In his first opinion piece for The Convention Collective, Leonid Urevich has thoughts on how the landscape of streaming services will change, in the wake of this weeks HBO Max announcement.
It looks like HBO Max just won the long-fought, long-drawn-out Streaming War.
With cord-cutting becoming a thing and streaming is becoming more mainstream, Netflix keeps raising their rates with confidence knowing people will keep paying the inflated prices. Netflix began as a simple DVD service where you would get DVDs in the mail and pay $5.99 a mouth and get access to any two DVDs a month and keep them as long as you want. And the tiers would go up with more DVDs so if you wanted three DVDs a month, it would cost you 10 bucks. If you wanted Unlimited it would be $12.99, I believe – forgive me if I’m wrong, it was a while ago.
Then they started to implement on demand services and soon after increased the price by 50%. And then divided the company all together, one simply does DVDs by mail and the other simply does streaming. And they have slowly continued increasing their rates by one or two dollars.
Fast forward to today and starting at the end of this month they are increasing the standard plan by $1 per month, from $12.99 to $13.99, and its premium plan by $2 per month, from $15.99 to $17.99. Now you’re probably asking yourself what does this have to do with HBO Max? Well, unlike Netflix, HBO Max is constantly lowering its price and offering promos like the current one where you can get six months of HBO Max for just $69, that’s only $11.50 a month. Now, this article is not sponsored by HBO Max – I am just simply putting facts on a page, haha!
Now sure there are other streaming services out there but I began talking about Netflix because I feel like they were the first so I thought it was only fair I began this article with them. New streaming services are popping in like popcorn but unfortunately, not a lot of people talk about them. Mainly because there’s really not a lot to talk about. Now sure there is a new SAVED BY THE BELL on NBC’s Peacock service, or if you love classic cartoons and Scooby-Doo, there is Boomerang. But neither have the draw – or the bottomless, never-ending wallets – of Netflix, Disney+ or HBO Max, or the budget to match.
Let’s briefly talk about Disney+, so far they only have one marquee show THE MANDALORIAN – and let’s face it, a lot of people are going to unsubscribe the moment the show is over. But even if you don’t, what if you have somebody that doesn’t like sci-fi or animation? What does Disney+ has to offer them? Imagine your older brother or your dad comes to visit who doesn’t like sci-fi or animation: what are you going to show him? National Geographic?
In comes HBO Max with a full slate of new, never before seen by the general public movies for everybody without an additional cost.

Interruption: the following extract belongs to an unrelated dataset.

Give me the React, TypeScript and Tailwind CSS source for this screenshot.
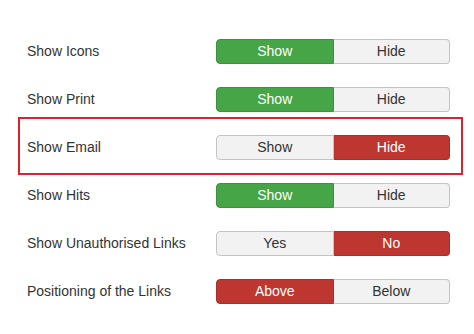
const rows = [
  { label: "Show Icons", options: ["Show", "Hide"], active: 0, tone: "green" },
  { label: "Show Print", options: ["Show", "Hide"], active: 0, tone: "green" },
  { label: "Show Email", options: ["Show", "Hide"], active: 1, tone: "red", highlight: true },
  { label: "Show Hits", options: ["Show", "Hide"], active: 0, tone: "green" },
  { label: "Show Unauthorised Links", options: ["Yes", "No"], active: 1, tone: "red" },
  { label: "Positioning of the Links", options: ["Above", "Below"], active: 0, tone: "red" },
];

function Toggle({ options, active, tone }: { options: string[]; active: number; tone: string }) {
  return (
    <div className="ml-auto flex h-[25px] w-[234px]">
      {options.map((opt, i) => {
        const on = i === active;
        const side = i === 0 ? "rounded-l-[4px]" : "rounded-r-[4px] border-l-0";
        const look = on
          ? tone === "green"
            ? "bg-[#46a546] border-[#3d913d] text-white"
            : "bg-[#bd362f] border-[#a9302a] text-white"
          : "bg-[#f2f2f2] border-[#c4c4c4] text-[#333]";
        return (
          <div key={opt} className={`flex flex-1 items-center justify-center border text-[14px] ${side} ${look}`}>
            {opt}
          </div>
        );
      })}
    </div>
  );
}

export default function App() {
  return (
    <div className="h-[334px] w-[474px] bg-white pt-[27px] pl-[18px] font-['Liberation_Sans',Arial,sans-serif] text-[#333]">
      <div className="w-[445px]">
        {rows.map((r) => (
          <div
            key={r.label}
            className={
              r.highlight
                ? "-mt-[6px] -mb-[4px] flex h-[58px] items-center border-2 border-[#e0202a] pt-[4px] pb-[2px] pl-[7px] pr-[11px]"
                : "flex h-[48px] items-center pl-[9px] pr-[13px]"
            }
          >
            <span className="text-[14px]">{r.label}</span>
            <Toggle options={r.options} active={r.active} tone={r.tone} />
          </div>
        ))}
      </div>
    </div>
  );
}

And cheaper then the standard Netflix subscription price if you take advantage of the available promos.
Also if you are thinking just doing the free trial and watching WONDER WOMAN 1984 and then cancelling after, Warner Brothers have thought of that too so they are disabling their free trial, something Netflix did a month ago or two ago. Unless you live in Sweden, Switzerland or Singapore where the free 1-month trial is still in play.
Also important to note that these movies are only going to be on HBO Max for 31 days. So that will attract more people because it’s a limited time only deal and people are drawn to those tactics. I also think people are going to be less likely to cancel because the thought process will be, “well I might as well keep it because there’s going to be another big blockbuster in a few weeks.” So I think that was genius on HBO’S part.
This is why I think HBO Max just won the streaming wars because I doubt Disney+ or Netflix or any other streaming service provider will also drop 17 big budget blockbuster movies on their streaming service free for existing subscribers next year.
Now HBO Max is not perfect, it’s Achilles’ heel is that it can’t work out a deal with Roku or with most Smart TV manufacturers like LG for example. And according to a recent Variety article the app is not coming anytime soon. But there are plenty of workarounds for example if you have an iPhone or an iPad you can simply go into your settings on your Roku and hit the AirPlay or screencast feature. If you don’t see this feature, update your Roku and you should be able to see it. You will find the update also in the settings. For Android users you can also cast to your Roku player.
Another drawback to HBO Max is a lack of 4K content or special features like you would find on Disney+ titles. Wonder Woman 1984 is said to be released in 4k and HDR so maybe that would be a starting point.
I have also seen people buying Amazon Fire devices like a Fire TV Cube or a Fire TV Stick, when they already own a Roku or their TV is already smart, specifically for HBO Max. Because Amazon just reached a deal with Warner Media and the app is now available. I think that speaks volumes that people would get an additional device for just one streaming service. And I don’t blame them I find myself searching less and watching more when I’m using Warner Media’s app. And I think that’s very important for any streaming Outlet.